Source excerpt:
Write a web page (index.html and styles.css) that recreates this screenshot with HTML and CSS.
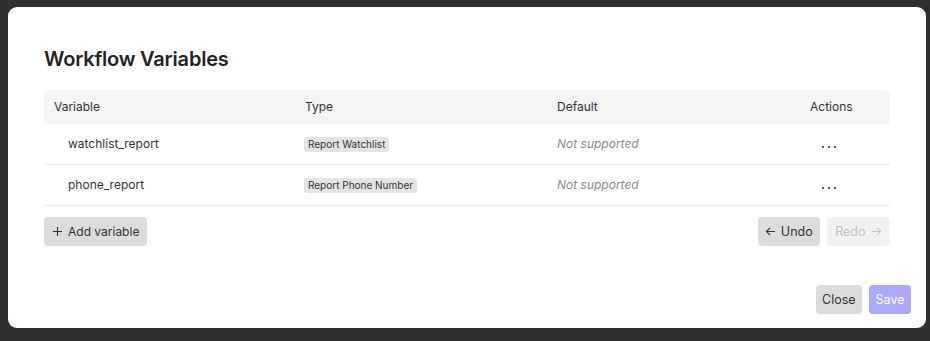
FILE: index.html
```html
<!DOCTYPE html>
<html lang="en">
<head>
    <meta charset="UTF-8">
    <title>Workflow Variables</title>
    <link rel="stylesheet" href="styles.css">
</head>
<body>
    <div class="modal">
        <div class="modal-body">
            <h2 class="title">Workflow Variables</h2>

            <div class="table">
                <div class="row head">
                    <div class="cell">Variable</div>
                    <div class="cell">Type</div>
                    <div class="cell">Default</div>
                    <div class="cell">Actions</div>
                </div>
                <div class="row">
                    <div class="cell name">watchlist_report</div>
                    <div class="cell"><span class="badge">Report Watchlist</span></div>
                    <div class="cell muted">Not supported</div>
                    <div class="cell"><span class="dots"><i></i><i></i><i></i></span></div>
                </div>
                <div class="row">
                    <div class="cell name">phone_report</div>
                    <div class="cell"><span class="badge">Report Phone Number</span></div>
                    <div class="cell muted">Not supported</div>
                    <div class="cell"><span class="dots"><i></i><i></i><i></i></span></div>
                </div>
            </div>

            <div class="toolbar">
                <button class="btn add">
                    <svg width="11" height="11" viewBox="0 0 12 12"><path d="M6 1v10M1 6h10" stroke="#333" stroke-width="1.2" fill="none"/></svg>
                    Add variable
                </button>
                <div class="history">
                    <button class="btn undo">
                        <svg width="11" height="11" viewBox="0 0 12 12"><path d="M11 6H1.5M5.5 2 1.5 6l4 4" stroke="#333" stroke-width="1.2" fill="none"/></svg>
                        Undo
                    </button>
                    <button class="btn disabled">
                        Redo
                        <svg width="11" height="11" viewBox="0 0 12 12"><path d="M1 6h9.5M6.5 2l4 4-4 4" stroke="#c4c4c4" stroke-width="1.2" fill="none"/></svg>
                    </button>
                </div>
            </div>
        </div>

        <div class="modal-footer">
            <button class="btn">Close</button>
            <button class="btn primary">Save</button>
        </div>
    </div>
</body>
</html>
```

FILE: styles.css
```css
* {
    box-sizing: border-box;
    font-family: 'Inter', 'Liberation Sans', sans-serif;
}

body {
    margin: 0;
    padding: 7px 4px 0 8px;
    height: 341px;
    background-color: #2f2f2f;
    overflow: hidden;
}

.modal {
    width: 918px;
    height: 321px;
    background-color: #fff;
    border-radius: 9px;
    display: flex;
    flex-direction: column;
}

.modal-body {
    padding: 40px 36px 0 36px;
    flex: 1;
}

.title {
    margin: 0 0 19px;
    font-size: 20px;
    line-height: 24px;
    font-weight: 600;
    color: #222;
    letter-spacing: -0.2px;
}

.table {
    width: 846px;
}

.row {
    display: grid;
    grid-template-columns: 251px 252px 253px 1fr;
    height: 41px;
    align-items: center;
    border-bottom: 1px solid #ececec;
    font-size: 12px;
    color: #333;
    padding-bottom: 1px;
}

.row.head {
    height: 34px;
    background-color: #f4f4f4;
    border-radius: 5px;
    border-bottom: none;
    font-size: 12px;
    color: #333;
}

.cell {
    padding-left: 10px;
}

.cell.name {
    padding-left: 24px;
}

.badge {
    display: inline-block;
    font-size: 10px;
    line-height: 15px;
    padding: 0 4px;
    background-color: #e4e4e4;
    border-radius: 3px;
    color: #333;
    margin-left: -1px;
}

.muted {
    font-style: italic;
    color: #8a8a8a;
    font-size: 12px;
}

.dots {
    display: inline-flex;
    gap: 4px;
    margin-left: 12px;
}

.dots i {
    width: 2px;
    height: 2px;
    border-radius: 50%;
    background-color: #222;
}

.toolbar {
    display: flex;
    justify-content: space-between;
    margin-top: 11px;
}

.history {
    display: flex;
    gap: 7px;
}

.btn {
    display: inline-flex;
    align-items: center;
    gap: 5px;
    height: 29px;
    padding: 0 8.5px;
    border: none;
    border-radius: 4px;
    background-color: #dcdcdc;
    color: #333;
    font-size: 12.5px;
}

.btn.add {
    padding: 0 8px;
    font-size: 12px;
}

.btn.undo {
    padding: 0 7px;
}

.btn.disabled {
    background-color: #f2f2f2;
    color: #c0c0c0;
}

.btn.primary {
    background-color: #a9a9fa;
    color: #fff;
}

.modal-footer {
    display: flex;
    justify-content: flex-end;
    gap: 7px;
    padding: 0 15px 14px;
}

.modal-footer .btn {
    padding: 0 6.5px;
}
```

Your objective: Give only the number of lines in the material above that hold the word "styles".

Result for this exercise: 3